*Problem*. Below is some material; set it all down exactly, apart from the pictures.

*Dataset content*.
+ + +

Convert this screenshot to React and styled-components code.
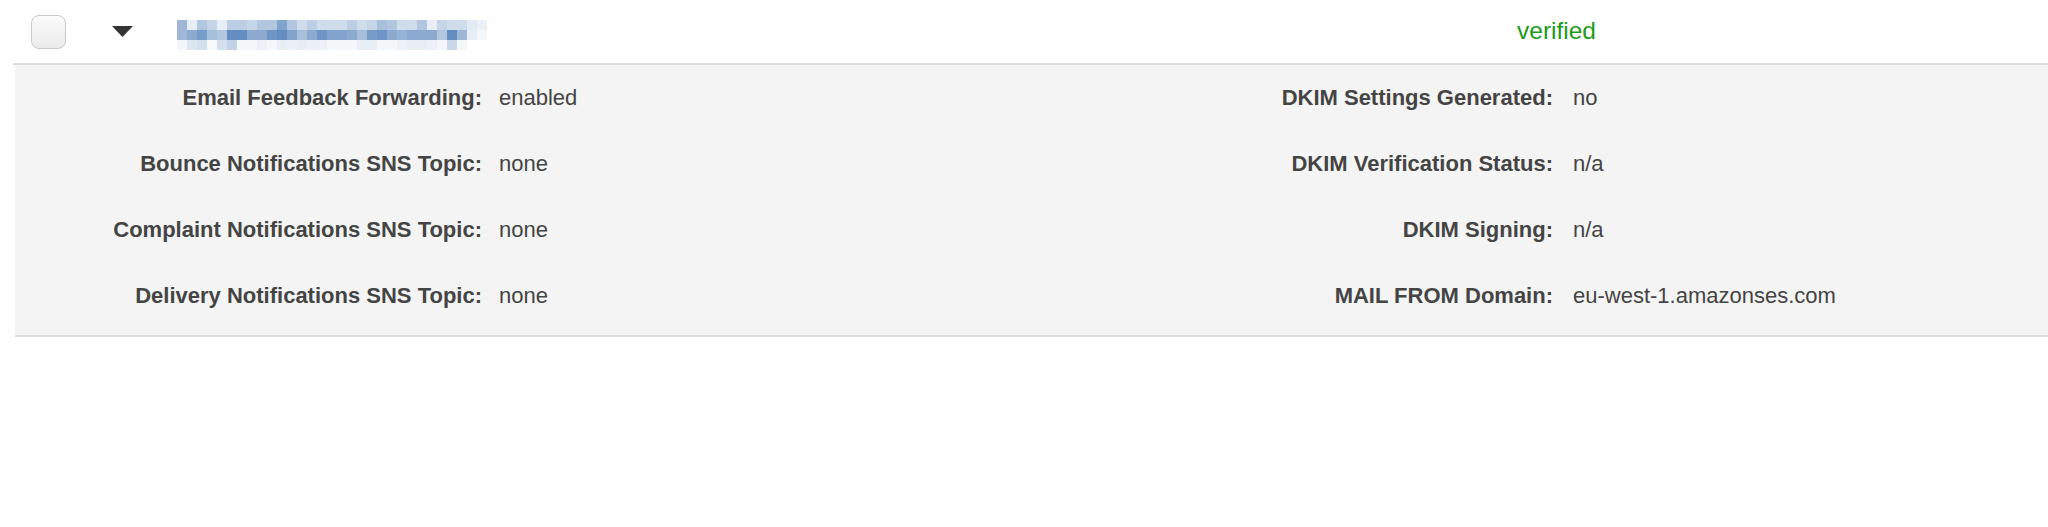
import React from "react";
import styled, { createGlobalStyle } from "styled-components";

const GlobalStyle = createGlobalStyle`
  html, body {
    margin: 0;
    padding: 0;
    background: #ffffff;
  }
  body {
    font-family: "Liberation Sans", Arial, Helvetica, sans-serif;
    color: #444444;
  }
`;

// pixelated (blurred) identity name, 3 rows of 10px blocks
const mosaic = [
  [0.5, 0.12, 0.4, 0.3, 0.12, 0.35, 0.35, 0.3, 0.4, 0.4, 0.65, 0.4, 0.25, 0.35, 0.25, 0.25, 0.25, 0.35, 0.25, 0.3, 0.45, 0.4, 0.25, 0.25, 0.4, 0.12, 0.3, 0.25, 0.25, 0.15, 0.1],
  [0.5, 0.6, 0.7, 0.45, 0.4, 0.8, 0.8, 0.6, 0.6, 0.75, 0.8, 0.65, 0.45, 0.6, 0.75, 0.65, 0.65, 0.6, 0.45, 0.7, 0.75, 0.6, 0.55, 0.6, 0.6, 0.6, 0.4, 0.8, 0.5, 0.12, 0.05],
  [0.06, 0.18, 0.22, 0.04, 0.22, 0.32, 0.06, 0.06, 0.1, 0.06, 0.12, 0.1, 0.12, 0.1, 0.1, 0.06, 0.06, 0.06, 0.12, 0.12, 0.06, 0.06, 0.1, 0.12, 0.12, 0.1, 0.06, 0.28, 0.06, 0.0, 0.0],
];

const details = [
  ["Email Feedback Forwarding:", "enabled", "DKIM Settings Generated:", "no"],
  ["Bounce Notifications SNS Topic:", "none", "DKIM Verification Status:", "n/a"],
  ["Complaint Notifications SNS Topic:", "none", "DKIM Signing:", "n/a"],
  ["Delivery Notifications SNS Topic:", "none", "MAIL FROM Domain:", "eu-west-1.amazonses.com"],
];

const App = () => {
  return (
    <Page>
      <GlobalStyle />
      <HeaderRow>
        <CheckCell>
          <Checkbox />
        </CheckCell>
        <CaretCell>
          <svg width="21" height="11" viewBox="0 0 21 11">
            <polygon points="0,0 21,0 10.5,11" fill="#333333" />
          </svg>
        </CaretCell>
        <NameCell>
          <svg width="310" height="30" viewBox="0 0 310 30">
            {mosaic.map((row, r) =>
              row.map((a, c) => (
                <rect
                  key={r + "-" + c}
                  x={c * 10}
                  y={r * 10}
                  width="10"
                  height="10"
                  fill="#3f72b0"
                  fillOpacity={a}
                />
              ))
            )}
          </svg>
        </NameCell>
        <Status>verified</Status>
      </HeaderRow>
      <Details>
        {details.map((d, i) => (
          <React.Fragment key={i}>
            <Label $gap={17}>{d[0]}</Label>
            <Value>{d[1]}</Value>
            <Label $gap={20}>{d[2]}</Label>
            <Value>{d[3]}</Value>
          </React.Fragment>
        ))}
      </Details>
    </Page>
  );
};

const Page = styled.div`
  width: 2048px;
  height: 527px;
  background: #ffffff;
  overflow: hidden;
`;

const HeaderRow = styled.div`
  display: flex;
  align-items: center;
  height: 63px;
  margin-left: 13px;
  border-bottom: 2px solid #dddddd;
`;

const CheckCell = styled.div`
  width: 86px;
  padding-left: 18px;
  box-sizing: border-box;
  display: flex;
  align-items: center;
`;

const Checkbox = styled.div`
  width: 35px;
  height: 34px;
  box-sizing: border-box;
  border: 1px solid #c9c9c9;
  border-radius: 8px;
  background: linear-gradient(#fbfbfb, #ebebeb);
  margin-top: 1px;
`;

const CaretCell = styled.div`
  width: 78px;
  padding-left: 13px;
  box-sizing: border-box;
  display: flex;
  align-items: center;
`;

const NameCell = styled.div`
  width: 1340px;
  display: flex;
  align-items: center;
  svg {
    display: block;
    margin-top: 6px;
  }
`;

const Status = styled.div`
  font-size: 24.5px;
  color: #1a9c1a;
  margin-top: -2px;
`;

const Details = styled.div`
  margin-left: 15px;
  background: #f4f4f4;
  border-bottom: 2px solid #dddddd;
  padding-bottom: 6px;
  display: grid;
  grid-template-columns: 484px 501px 573px 1fr;
  grid-auto-rows: 66px;
  align-items: center;
  font-size: 22px;
  color: #444444;
`;

const Label = styled.div`
  font-weight: bold;
  text-align: right;
  padding-right: ${(p) => p.$gap}px;
  white-space: nowrap;
`;

const Value = styled.div`
  white-space: nowrap;
`;

export default App;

+ + +

*Written response*.
Convert this screenshot to React and styled-components code.
import React from "react";
import styled, { createGlobalStyle } from "styled-components";

const GlobalStyle = createGlobalStyle`
  html, body {
    margin: 0;
    padding: 0;
    background: #ffffff;
  }
  body {
    font-family: "Liberation Sans", Arial, Helvetica, sans-serif;
    color: #444444;
  }
`;

// pixelated (blurred) identity name, 3 rows of 10px blocks
const mosaic = [
  [0.5, 0.12, 0.4, 0.3, 0.12, 0.35, 0.35, 0.3, 0.4, 0.4, 0.65, 0.4, 0.25, 0.35, 0.25, 0.25, 0.25, 0.35, 0.25, 0.3, 0.45, 0.4, 0.25, 0.25, 0.4, 0.12, 0.3, 0.25, 0.25, 0.15, 0.1],
  [0.5, 0.6, 0.7, 0.45, 0.4, 0.8, 0.8, 0.6, 0.6, 0.75, 0.8, 0.65, 0.45, 0.6, 0.75, 0.65, 0.65, 0.6, 0.45, 0.7, 0.75, 0.6, 0.55, 0.6, 0.6, 0.6, 0.4, 0.8, 0.5, 0.12, 0.05],
  [0.06, 0.18, 0.22, 0.04, 0.22, 0.32, 0.06, 0.06, 0.1, 0.06, 0.12, 0.1, 0.12, 0.1, 0.1, 0.06, 0.06, 0.06, 0.12, 0.12, 0.06, 0.06, 0.1, 0.12, 0.12, 0.1, 0.06, 0.28, 0.06, 0.0, 0.0],
];

const details = [
  ["Email Feedback Forwarding:", "enabled", "DKIM Settings Generated:", "no"],
  ["Bounce Notifications SNS Topic:", "none", "DKIM Verification Status:", "n/a"],
  ["Complaint Notifications SNS Topic:", "none", "DKIM Signing:", "n/a"],
  ["Delivery Notifications SNS Topic:", "none", "MAIL FROM Domain:", "eu-west-1.amazonses.com"],
];

const App = () => {
  return (
    <Page>
      <GlobalStyle />
      <HeaderRow>
        <CheckCell>
          <Checkbox />
        </CheckCell>
        <CaretCell>
          <svg width="21" height="11" viewBox="0 0 21 11">
            <polygon points="0,0 21,0 10.5,11" fill="#333333" />
          </svg>
        </CaretCell>
        <NameCell>
          <svg width="310" height="30" viewBox="0 0 310 30">
            {mosaic.map((row, r) =>
              row.map((a, c) => (
                <rect
                  key={r + "-" + c}
                  x={c * 10}
                  y={r * 10}
                  width="10"
                  height="10"
                  fill="#3f72b0"
                  fillOpacity={a}
                />
              ))
            )}
          </svg>
        </NameCell>
        <Status>verified</Status>
      </HeaderRow>
      <Details>
        {details.map((d, i) => (
          <React.Fragment key={i}>
            <Label $gap={17}>{d[0]}</Label>
            <Value>{d[1]}</Value>
            <Label $gap={20}>{d[2]}</Label>
            <Value>{d[3]}</Value>
          </React.Fragment>
        ))}
      </Details>
    </Page>
  );
};

const Page = styled.div`
  width: 2048px;
  height: 527px;
  background: #ffffff;
  overflow: hidden;
`;

const HeaderRow = styled.div`
  display: flex;
  align-items: center;
  height: 63px;
  margin-left: 13px;
  border-bottom: 2px solid #dddddd;
`;

const CheckCell = styled.div`
  width: 86px;
  padding-left: 18px;
  box-sizing: border-box;
  display: flex;
  align-items: center;
`;

const Checkbox = styled.div`
  width: 35px;
  height: 34px;
  box-sizing: border-box;
  border: 1px solid #c9c9c9;
  border-radius: 8px;
  background: linear-gradient(#fbfbfb, #ebebeb);
  margin-top: 1px;
`;

const CaretCell = styled.div`
  width: 78px;
  padding-left: 13px;
  box-sizing: border-box;
  display: flex;
  align-items: center;
`;

const NameCell = styled.div`
  width: 1340px;
  display: flex;
  align-items: center;
  svg {
    display: block;
    margin-top: 6px;
  }
`;

const Status = styled.div`
  font-size: 24.5px;
  color: #1a9c1a;
  margin-top: -2px;
`;

const Details = styled.div`
  margin-left: 15px;
  background: #f4f4f4;
  border-bottom: 2px solid #dddddd;
  padding-bottom: 6px;
  display: grid;
  grid-template-columns: 484px 501px 573px 1fr;
  grid-auto-rows: 66px;
  align-items: center;
  font-size: 22px;
  color: #444444;
`;

const Label = styled.div`
  font-weight: bold;
  text-align: right;
  padding-right: ${(p) => p.$gap}px;
  white-space: nowrap;
`;

const Value = styled.div`
  white-space: nowrap;
`;

export default App;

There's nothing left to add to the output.